Damage Analysis of Box Girder Based on a Vehicle–Bridge Interaction System

Abstract

This study proposes a stress analysis method of reinforced concrete (RC) box girder based on damage to reveal the dynamic mechanical response and damage mechanisms of a bridge under moving vehicle load. The effect of different vehicle mass, speed, concrete strength, and longitudinal reinforcement ratio on the stress of a single box girder is investigated using solid finite element vehicle–bridge interaction dynamic elastic–plastic analysis (a total of 13 kinds of loading schemes) that is based on the Newmark algorithms of a numerical analysis model of a five-axle vehicle and road roughness.
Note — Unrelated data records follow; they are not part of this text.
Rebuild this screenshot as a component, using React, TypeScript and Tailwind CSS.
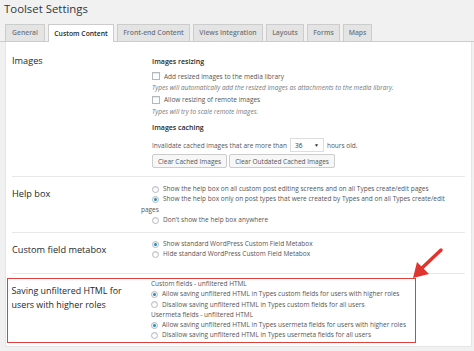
import React from 'react';

const tabs = [
  { name: 'General', w: 'w-[40px]' },
  { name: 'Custom Content', w: 'w-[66px]' },
  { name: 'Front-end Content', w: 'w-[73px]' },
  { name: 'Views Integration', w: 'w-[70px]' },
  { name: 'Layouts', w: 'w-[38px]' },
  { name: 'Forms', w: 'w-[33px]' },
  { name: 'Maps', w: 'w-[29px]' },
];

function Radio({ checked }: { checked?: boolean }) {
  return (
    <span className="inline-flex w-[7px] h-[7px] shrink-0 rounded-full border border-[#b4b9be] bg-white items-center justify-center mr-[4px] shadow-[inset_0_1px_1px_rgba(0,0,0,0.1)]">
      {checked && <span className="w-[3px] h-[3px] rounded-full bg-[#1e8cbe]" />}
    </span>
  );
}

function RadioLine({ checked, children }: { checked?: boolean; children: React.ReactNode }) {
  return (
    <div className="flex items-center">
      <Radio checked={checked} />
      <span>{children}</span>
    </div>
  );
}

function Checkbox() {
  return <span className="w-[8px] h-[8px] border border-[#b4b9be] bg-white mr-[4px] shadow-[inset_0_1px_1px_rgba(0,0,0,0.1)]" />;
}

export default function App() {
  return (
    <div className="relative w-[474px] h-[351px] overflow-hidden bg-[#f1f1f1] font-['Open_Sans',sans-serif] text-[#555]">
      {/* titolo */}
      <div className="h-[24px] pl-[4px] pt-[1px] text-[11.4px] leading-[16px] text-[#32373c]">Toolset Settings</div>

      {/* tabs */}
      <div className="flex items-end h-[18px] pl-[5px] gap-[3px] border-b border-[#ccc]">
        {tabs.map((t) => (
          <div
            key={t.name}
            className={`${t.w} text-center text-[6.8px] font-semibold leading-[15px] border border-b-0 whitespace-nowrap ${
              t.name === 'Custom Content'
                ? 'bg-white border-[#ccc] text-[#23282d] h-[18px] -mb-px pt-px'
                : 'bg-[#e4e4e4] border-[#ccc] text-[#72777c] h-[17px]'
            }`}
          >
            {t.name}
          </div>
        ))}
      </div>

      {/* pannello */}
      <div className="ml-[5px] mr-[2px] h-[305px] bg-white border-x border-b border-[#e5e5e5] px-[6px]">
        {/* Images */}
        <div className="flex border-b border-[#e8e8e8] pt-[14px] pb-[7.5px]">
          <div className="w-[140px] shrink-0 text-[9.2px] leading-[12px] -mt-[1px] text-[#23282d]">Images</div>
          <div className="flex flex-col text-[6.5px]">
            <div className="text-[7px] font-semibold leading-[12px] text-[#23282d]">Images resizing</div>
            <div className="flex items-center h-[12px] mt-[2.4px]">
              <Checkbox />
              <span>Add resized images to the media library</span>
            </div>
            <div className="italic leading-[11.5px] text-[#777]">
              Types will automatically add the resized images as attachments to the media library.
            </div>
            <div className="flex items-center h-[12px]">
              <Checkbox />
              <span>Allow resizing of remote images</span>
            </div>
            <div className="italic leading-[11px] text-[#777]">Types will try to scale remote images.</div>
            <div className="text-[7px] font-semibold leading-[12px] mt-[5.5px] text-[#23282d]">Images caching</div>
            <div className="flex items-center h-[15px] mt-[3.5px]">
              <span>Invalidate cached images that are more than</span>
              <span className="flex items-center justify-between w-[34px] h-[14px] mx-[3px] px-[4px] border border-[#ddd] bg-white text-[#333]">
                <span>36</span>
                <span className="text-[5px]">▼</span>
              </span>
              <span>hours old.</span>
            </div>
            <div className="flex gap-[2px] mt-[1.5px]">
              <span className="h-[14px] px-[5px] flex items-center border border-[#ccc] bg-[#f7f7f7] rounded-[2px]">Clear Cached Images</span>
              <span className="h-[14px] px-[5px] flex items-center border border-[#ccc] bg-[#f7f7f7] rounded-[2px]">Clear Outdated Cached Images</span>
            </div>
          </div>
        </div>

        {/* Help box */}
        <div className="flex border-b border-[#e8e8e8] pt-[7.2px] pb-[6.6px]">
          <div className="w-[140px] shrink-0 text-[9.2px] leading-[12px] pt-[4px] text-[#23282d]">Help box</div>
          <div className="flex flex-col text-[6.5px] leading-[10.3px]">
            <RadioLine>Show the help box on all custom post editing screens and on all Types create/edit pages</RadioLine>
            <RadioLine checked>Show the help box only on post types that were created by Types and on all Types create/edit</RadioLine>
            <div className="-ml-[11px]">pages</div>
            <RadioLine>Don't show the help box anywhere</RadioLine>
          </div>
        </div>

        {/* Custom field metabox */}
        <div className="flex border-b border-[#e8e8e8] pt-[6.3px] pb-[13.7px]">
          <div className="w-[140px] shrink-0 text-[9.2px] leading-[12px] pt-[4.7px] text-[#23282d]">Custom field metabox</div>
          <div className="flex flex-col text-[6.5px] leading-[10px]">
            <RadioLine checked>Show standard WordPress Custom Field Metabox</RadioLine>
            <RadioLine>Hide standard WordPress Custom Field Metabox</RadioLine>
          </div>
        </div>

        {/* Saving unfiltered HTML */}
        <div className="pt-[4px]">
          <div className="flex -ml-[5px] w-[409px] h-[65px] border-[1.5px] border-[#e0403a] pl-[3.5px] pt-[0.4px]">
            <div className="w-[139.5px] shrink-0 text-[8.9px] leading-[14px] pt-[5px] text-[#23282d]">
              Saving unfiltered HTML for
              <br />
              users with higher roles
            </div>
            <div className="flex flex-col text-[6.5px] leading-[10.2px]">
              <div>Custom fields - unfiltered HTML</div>
              <RadioLine checked>Allow saving unfiltered HTML in Types custom fields for users with higher roles</RadioLine>
              <RadioLine>Disallow saving unfiltered HTML in Types custom fields for all users</RadioLine>
              <div>Usermeta fields - unfiltered HTML</div>
              <RadioLine checked>Allow saving unfiltered HTML in Types usermeta fields for users with higher roles</RadioLine>
              <RadioLine>Disallow saving unfiltered HTML in Types usermeta fields for all users</RadioLine>
            </div>
          </div>
        </div>
      </div>

      {/* freccia rossa */}
      <svg className="absolute left-0 top-0" width="474" height="351" viewBox="0 0 474 351">
        <line x1="441" y1="250" x2="422" y2="268" stroke="#e0342f" strokeWidth="3.5" strokeLinecap="round" />
        <polygon points="413,278 417,262 429,274" fill="#e0342f" />
      </svg>
    </div>
  );
}
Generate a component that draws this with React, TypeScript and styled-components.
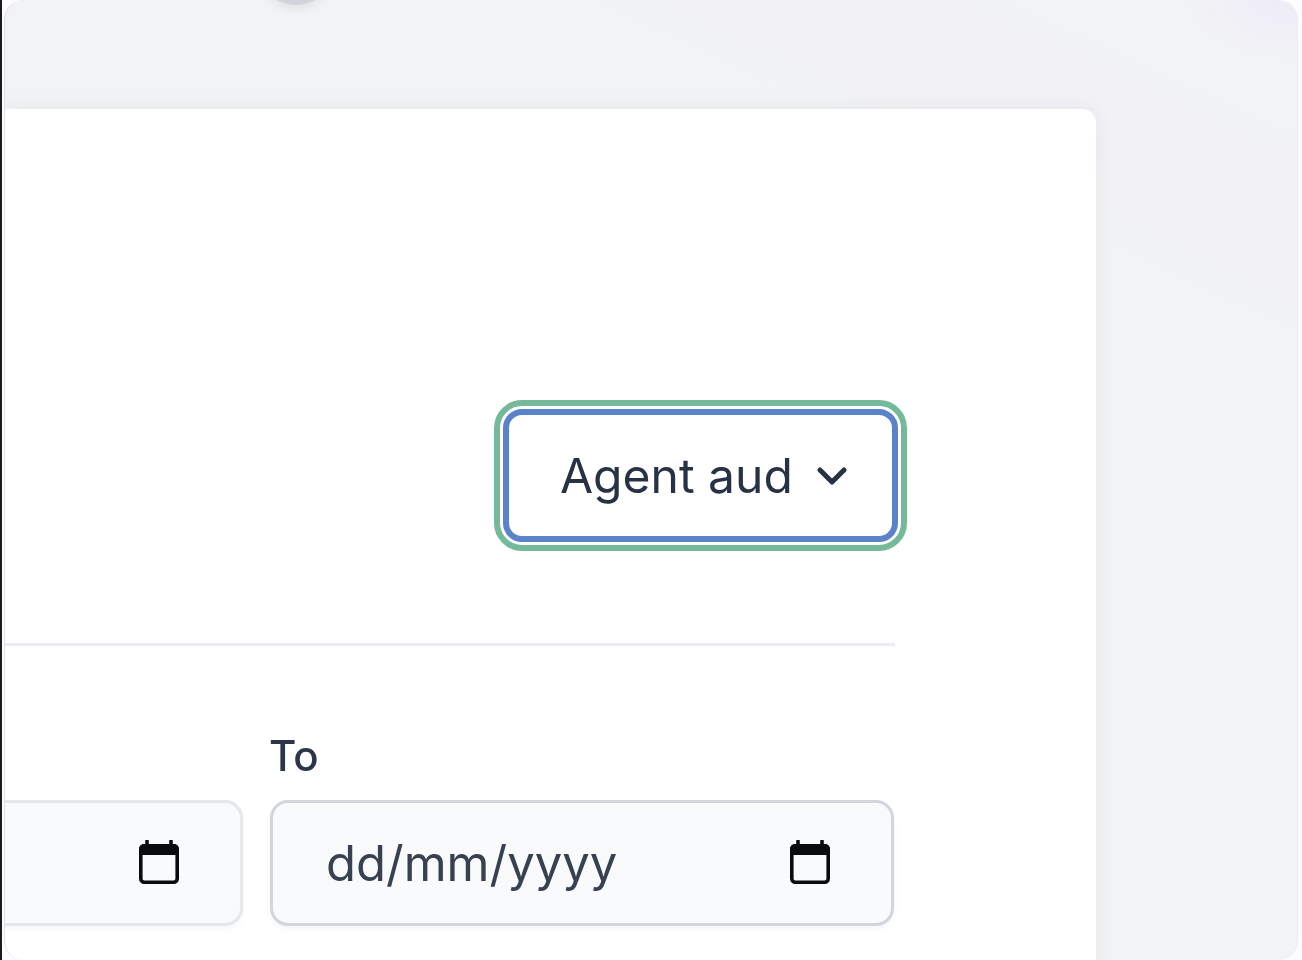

The results reveal that the damage status of the RC box girder strongly depends on the vehicle mass and speed. The damage region of the box girder gradually increases, and changes from flexural damage to flexural-shear damage, which fails rapidly as the vehicle mass increases from 10 t to 60 t. With an increase in vehicle speed, the maximum vertical vibration displacement and the maximum longitudinal stress of the steel bar increase nonlinearly and the damage of the box girder first increases and then decreases. The most severe damage occurs at the vehicle speed of 25 m/s for all vehicle masses. As a result, limiting speed below 25 m/s under the vehicle mass (10 t to 60 t) and increasing concrete strength and reinforcement ratio in a certain range could reduce the damage status of a bridge effectively.